Continuing, he says, "Astronomy is the archetype for basic science. It is quite literally useless. You can't make any money from astronomy. You can make it from astrology, but you can't make it from astronomy. It is one of the foundations of our culture. It is the yardstick by which we measure ancient cultures. It is a fundamentally important part of our culture. Occasionally it has very indirect practical applications, but rarely."

People say, `So why do you do it?'"

And I usually respond with something like, `Why do we engage in any cultural activity?'"

That usually creates in the petitioner lots and lots and lots of silence."

So at the same time as one will teach them science . . ., you also engage them in what a basic science is and why you do that. And to some extent, a small amount of it is the aesthetic experience. And therefore, I believe the observational part absolutely enhances the aesthetic experience."
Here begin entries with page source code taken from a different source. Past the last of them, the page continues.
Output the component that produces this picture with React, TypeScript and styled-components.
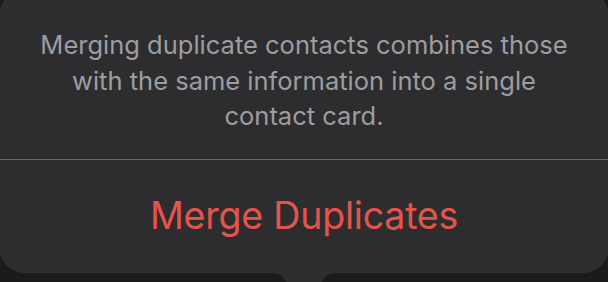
import React from "react";
import styled, { createGlobalStyle } from "styled-components";

const Global = createGlobalStyle`
  html, body { margin: 0; padding: 0; background: #1b1b1d; overflow: hidden; }
  body { width: 608px; height: 282px; font-family: Inter, "Noto Sans", sans-serif; }
`;

const Stage = styled.div`
  width: 608px;
  height: 282px;
  display: flex;
  flex-direction: column;
  overflow: hidden;
`;

const Card = styled.div`
  position: relative;
  margin: -10px -1px 0;
  height: 283px;
  background: #2d2d2f;
  border-radius: 26px;
  display: flex;
  flex-direction: column;
`;

const Message = styled.p`
  margin: 0;
  padding: 37px 34px 24px;
  height: 169px;
  box-sizing: border-box;
  text-align: center;
  color: #9d9da1;
  font-size: 25.5px;
  line-height: 35.5px;
  letter-spacing: 0;
`;

const Divider = styled.div`
  height: 1px;
  background: #68686b;
`;

const Action = styled.button`
  flex: 1;
  border: 0;
  background: transparent;
  color: #e5544b;
  font-family: inherit;
  font-size: 37.5px;
  letter-spacing: -0.2px;
  display: flex;
  align-items: center;
  justify-content: center;
  padding: 0 0 2px;
`;

const Tail = styled.svg`
  position: absolute;
  left: 50%;
  top: 100%;
  transform: translateX(-50%);
`;

export default function App() {
  return (
    <Stage>
      <Global />
      <Card>
        <Message>
          Merging duplicate contacts combines those with the same information into a single contact card.
        </Message>
        <Divider />
        <Action>Merge Duplicates</Action>
        <Tail width="64" height="20" viewBox="0 0 64 20">
          <path d="M0 0 C 8 0 12 4 14 9 L 30 19 Q 32 20 34 19 L 50 9 C 52 4 56 0 64 0 Z" fill="#2d2d2f" />
        </Tail>
      </Card>
    </Stage>
  );
}
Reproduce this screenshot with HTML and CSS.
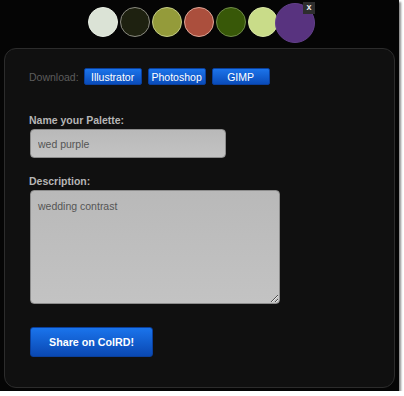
FILE: index.html
```html
<!DOCTYPE html>
<html lang="en">

<head>
  <meta charset="UTF-8">
  <meta name="viewport" content="width=device-width, initial-scale=1.0">
  <title>Save Palette</title>
  <link rel="stylesheet" href="styles.css">
</head>

<body>
  <div class="page">
    <!-- palette swatches -->
    <div class="swatches">
      <span class="swatch sw1"></span>
      <span class="swatch sw2"></span>
      <span class="swatch sw3"></span>
      <span class="swatch sw4"></span>
      <span class="swatch sw5"></span>
      <span class="swatch sw6"></span>
      <span class="swatch sw7 active">
        <span class="close">x</span>
      </span>
    </div>

    <div class="panel">
      <div class="download">
        <span class="download-label">Download:</span>
        <a href="#" class="btn small">Illustrator</a>
        <a href="#" class="btn small">Photoshop</a>
        <a href="#" class="btn small">GIMP</a>
      </div>

      <label class="field-label" for="name">Name your Palette:</label>
      <input type="text" id="name" class="field name-field" value="wed purple">

      <label class="field-label desc-label" for="desc">Description:</label>
      <textarea id="desc" class="field desc-field">wedding contrast</textarea>

      <a href="#" class="btn share">Share on ColRD!</a>
    </div>
  </div>
</body>

</html>
```

FILE: styles.css
```css
body {
  margin: 0;
  padding: 0;
  background-color: #fff;
  font-family: 'Liberation Sans', Arial, sans-serif;
}

.page {
  width: 399px;
  height: 391px;
  background-color: #050505;
  box-shadow: 2px 2px 2px #8a8a8a;
  overflow: hidden;
}

.swatches {
  display: flex;
  align-items: center;
  height: 46px;
  padding-left: 88px;
  box-sizing: border-box;
}

.swatch {
  width: 30px;
  height: 30px;
  border-radius: 50%;
  box-sizing: border-box;
  border: 1.5px solid transparent;
  margin-right: 2px;
  margin-top: -2px;
}

.sw1 { background: #dbe3d6; border-color: #e8eee4; }
.sw2 { background: #1e2110; border-color: #8a8a80; }
.sw3 { background: #949b3a; border-color: #c4cc84; }
.sw4 { background: #ab4f3d; border-color: #e0a596; }
.sw5 { background: #385808; border-color: #6f8a48; }
.sw6 { background: #c9dc89; border-color: #d8e6a4; }

.sw7 {
  position: relative;
  width: 40px;
  height: 40px;
  margin-left: -5px;
  margin-top: 0;
  background: #58337f;
  border-color: #62408a;
}

.close {
  position: absolute;
  top: -2px;
  right: -1px;
  width: 12px;
  height: 12px;
  background: #2e2e2e;
  color: #eee;
  font-size: 9px;
  font-weight: bold;
  line-height: 11px;
  text-align: center;
}

.panel {
  margin: 2px 4px 0 4px;
  height: 340px;
  box-sizing: border-box;
  background-color: #101010;
  border: 1px solid #2c2c2c;
  border-radius: 12px;
  padding: 19px 24px 0 24px;
}

.download {
  display: flex;
  align-items: center;
  gap: 6px;
  height: 17px;
}

.download-label {
  color: #5c5c5c;
  font-size: 10.5px;
  margin-right: -1px;
}

.btn {
  display: inline-flex;
  align-items: center;
  justify-content: center;
  box-sizing: border-box;
  color: #fff;
  text-decoration: none;
  background: linear-gradient(#1c74ea, #0a4cba);
  border: 1px solid #0a3f9c;
  border-radius: 2px;
}

.small {
  width: 58px;
  height: 17px;
  font-size: 10.5px;
}

.field-label {
  display: block;
  margin-top: 28px;
  color: #b6b6b6;
  font-size: 10.5px;
  font-weight: bold;
  line-height: 14px;
}

.desc-label {
  margin-top: 16px;
}

.field {
  display: block;
  box-sizing: border-box;
  margin: 2px 0 0 1px;
  padding: 0 7px;
  font-family: 'Liberation Sans', Arial, sans-serif;
  font-size: 10.5px;
  color: #555;
  background: linear-gradient(#b9b9b9, #c3c3c3);
  border: 1px solid #8c8c8c;
  border-radius: 4px;
  outline: none;
}

.name-field {
  width: 196px;
  height: 29px;
}

.desc-field {
  width: 250px;
  height: 114px;
  padding-top: 9px;
  resize: vertical;
}

.share {
  margin: 23px 0 0 1px;
  width: 123px;
  height: 30px;
  font-size: 10.7px;
  font-weight: bold;
  background: linear-gradient(#1a74ec, #0a48b2);
  border-radius: 3px;
}
```
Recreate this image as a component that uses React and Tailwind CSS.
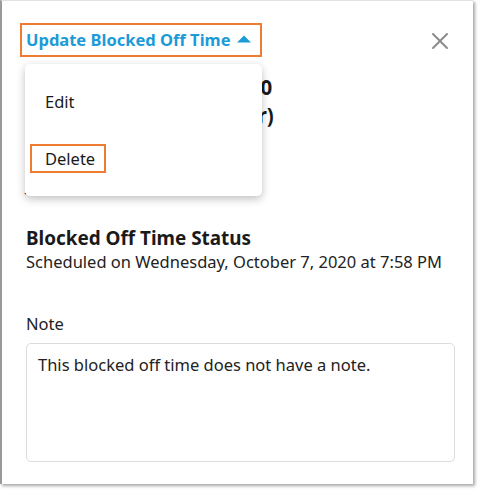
import { X } from 'lucide-react'

export default function App() {
  return (
    <div className="w-[480px] h-[491px] bg-white" style={{ fontFamily: '"Noto Sans", "Open Sans", sans-serif' }}>
      <div className="relative w-[473px] h-[484px] bg-white border-l-2 border-t border-l-[#9a9a9a] border-t-[#e2e2e2] shadow-[2px_2px_3px_rgba(0,0,0,0.35)] pl-[18px] pt-[22px] pr-[19px]">
        {/* Header */}
        <div className="flex items-center justify-between">
          <button className="h-[34px] border-2 border-[#ee7d31] pl-[4px] pr-[9px] flex items-center gap-[6px] text-[16.5px] font-bold text-[#1b9bd7] leading-none">
            Update Blocked Off Time
            <svg width="14" height="8" viewBox="0 0 14 8" className="mt-[-2px]"><path d="M0 7.5 L7 0.5 L14 7.5 Z" fill="#1b9bd7" /></svg>
          </button>
          <X size={28} strokeWidth={1.7} className="text-[#8c8c8c] mt-[2px]" />
        </div>

        {/* Details, partly under the menu */}
        <div className="pl-[6px]">
          <div className="mt-[16px] text-[20.5px] leading-[28px] font-bold text-[#1a1a1a]">
            <p>Blocked on Oct. 07, 2020</p>
            <p>7:58 PM to 8:58 PM (1 hr)</p>
          </div>
          <p className="mt-[44px] text-[16.5px] leading-[24px] text-[#222]">Jolly, Peyton, Quigley</p>

          <h2 className="mt-[29px] text-[18.9px] leading-[24px] font-bold text-[#1a1a1a]">Blocked Off Time Status</h2>
          <p className="text-[16.5px] leading-[24px] text-[#222]">Scheduled on Wednesday, October 7, 2020 at 7:58 PM</p>

          <p className="mt-[38px] text-[16.5px] leading-[24px] text-[#222]">Note</p>
          <div className="mt-[7px] w-[429px] h-[119px] border border-[#dcdcdc] rounded-[5px] pl-[11px] pt-[9px]">
            <p className="text-[16.5px] leading-[24px] text-[#222]">This blocked off time does not have a note.</p>
          </div>
        </div>

        {/* Dropdown menu */}
        <div className="absolute left-[23px] top-[63px] w-[237px] h-[132px] bg-white rounded-[5px] shadow-[0_3px_8px_rgba(0,0,0,0.25)] text-[16.5px] leading-[24px] text-[#1a1a1a]">
          <div className="pl-[20px] pt-[26px]">Edit</div>
          <div className="ml-[5px] mt-[30px] w-[76px] h-[29px] border-2 border-[#ee7d31] flex items-center pl-[13px]">Delete</div>
        </div>
      </div>
    </div>
  )
}
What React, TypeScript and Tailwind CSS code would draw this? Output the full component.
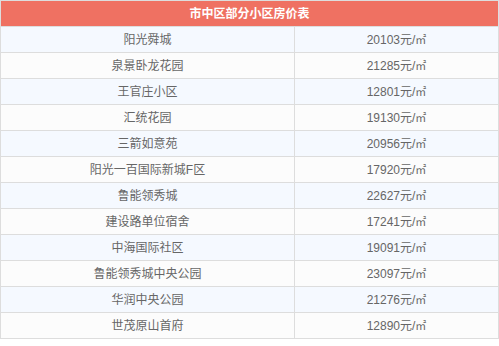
const rows: [string, string][] = [
  ["阳光舜城", "20103"],
  ["泉景卧龙花园", "21285"],
  ["王官庄小区", "12801"],
  ["汇统花园", "19130"],
  ["三箭如意苑", "20956"],
  ["阳光一百国际新城F区", "17920"],
  ["鲁能领秀城", "22627"],
  ["建设路单位宿舍", "17241"],
  ["中海国际社区", "19091"],
  ["鲁能领秀城中央公园", "23097"],
  ["华润中央公园", "21276"],
  ["世茂原山首府", "12890"],
];

export default function App() {
  return (
    <div className="w-[499px] h-[346px] bg-white font-['Liberation_Sans','Noto_Sans_CJK_SC',sans-serif]">
      <table className="w-[499px] border-collapse border border-[#dddddd] text-[12px]">
        <thead>
          <tr>
            <th colSpan={2} className="h-[26px] bg-[#ef7162] text-white font-bold text-center border border-[#dddddd] p-0">
              市中区部分小区房价表
            </th>
          </tr>
        </thead>
        <tbody>
          {rows.map(([name, price], i) => (
            <tr key={name} className={i % 2 === 0 ? "bg-[#f5f9ff]" : "bg-[#fcfcfc]"}>
              <td className="w-[294px] h-[26px] p-0 text-center text-[#666666] border border-[#dddddd]">{name}</td>
              <td className="h-[26px] p-0 text-center text-[#666666] border border-[#dddddd]">
                {price}元/<span className="text-[11px]">㎡</span>
              </td>
            </tr>
          ))}
        </tbody>
      </table>
    </div>
  );
}
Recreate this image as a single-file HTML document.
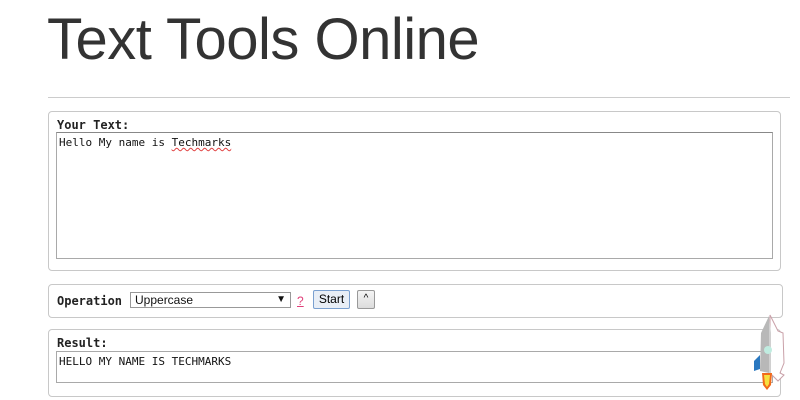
<!DOCTYPE html>
<html><head><style>
body{margin:0;width:800px;height:400px;overflow:hidden;background:#fff;font-family:"Liberation Sans",sans-serif;position:relative}
h1{position:absolute;left:47px;top:6px;margin:0;font-weight:normal;font-size:58px;color:#333;letter-spacing:-0.5px}
.hr{position:absolute;left:48px;top:97px;width:742px;height:1px;background:#ccc}
.box{position:absolute;left:48px;width:733px;border:1px solid #c8c8c8;border-radius:4px;box-sizing:border-box}
.lbl{position:absolute;left:8px;font:bold 12px "DejaVu Sans Mono","Liberation Mono",monospace;color:#222}
.ta{position:absolute;left:7px;right:7px;border:1px solid #a9a9a9;font:11px "DejaVu Sans Mono","Liberation Mono",monospace;color:#111;padding:3px 2px;box-sizing:border-box}
.sel{position:absolute;left:81px;top:7px;width:161px;height:16px;border:1px solid #999;box-sizing:border-box;font-size:12px;padding-left:4px;line-height:14px;color:#111}
.btn{position:absolute;top:5px;height:19px;box-sizing:border-box;border:1px solid #999;background:linear-gradient(#f4f4f4,#dcdcdc);font-size:12px;line-height:16px;text-align:center;border-radius:2px}
</style></head><body>
<h1>Text Tools Online</h1>
<div class="hr"></div>
<div class="box" style="top:111px;height:160px">
<div class="lbl" style="top:6px">Your Text:</div>
<div class="ta" style="top:20px;height:127px;border-top-color:#888">Hello My name is <span style="text-decoration:underline wavy #e04040;text-decoration-thickness:1px">Techmarks</span></div>
</div>
<div class="box" style="top:284px;height:34px;width:735px">
<div class="lbl" style="top:9px">Operation</div>
<div class="sel">Uppercase<span style="position:absolute;right:4px;font-size:10px">▼</span></div>
<span style="position:absolute;left:248px;top:9px;font-size:12px;color:#e0407a;text-decoration:underline">?</span>
<div class="btn" style="left:264px;width:37px;border-color:#7aa0d0;background:#e8eef6">Start</div>
<div class="btn" style="left:308px;width:18px;font-size:10px">^</div>
</div>
<div class="box" style="top:329px;height:68px">
<div class="lbl" style="top:6px">Result:</div>
<div class="ta" style="top:21px;height:32px">HELLO MY NAME IS TECHMARKS</div>
</div>
<svg style="position:absolute;left:750px;top:313px" width="40" height="80" viewBox="0 0 40 80">
<path d="M20 2 L28 18 L33 20 L34 50 L30 60 L34 62 L28 68 L20 60 Z" fill="#fff" stroke="#c9a0a8" stroke-width="1"/>
<path d="M19 3 L11 20 L10 58 L19 60 Z" fill="#b8b8b8"/>
<path d="M19 3 L21 20 L21 60 L19 60 Z" fill="#d0d0d0"/>
<circle cx="18" cy="37" r="4" fill="#c0ece0"/>
<path d="M10 42 L4 48 L4 58 L10 56 Z" fill="#2a78c0"/>
<path d="M12 60 L22 60 L21 72 L17 77 L13 72 Z" fill="#f26a1a"/>
<path d="M14 62 L20 62 L19 71 L17 74 L15 71 Z" fill="#f6e040"/>
</svg>
</body></html>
The Fall semester's Astronomy 100 students were eager to participate in this pilot program. Robert points out that approximately 85% of the students were "very satisfied with the introduction of these practical experiences as part of the lecture" according to a survey that was designed specifically for this pilot class.

Professor Warner concurs that many of the students found the practical experiences to be rewarding and a definite enhancement, saying, "It made them less afraid of science." Some students even told Dr. Warner that if they had taken this class earlier they would have changed their major, emphasizing to him the significant impact of practical experience.

Laying the groundwork for the Fall 1997 semester, Robert Knol and Professor Warner's hard work will be implemented in three class sections of the new, improved Astronomy 100 allowing USC students the invaluable opportunity to acquire a new outlook on science through the lens of a telescope.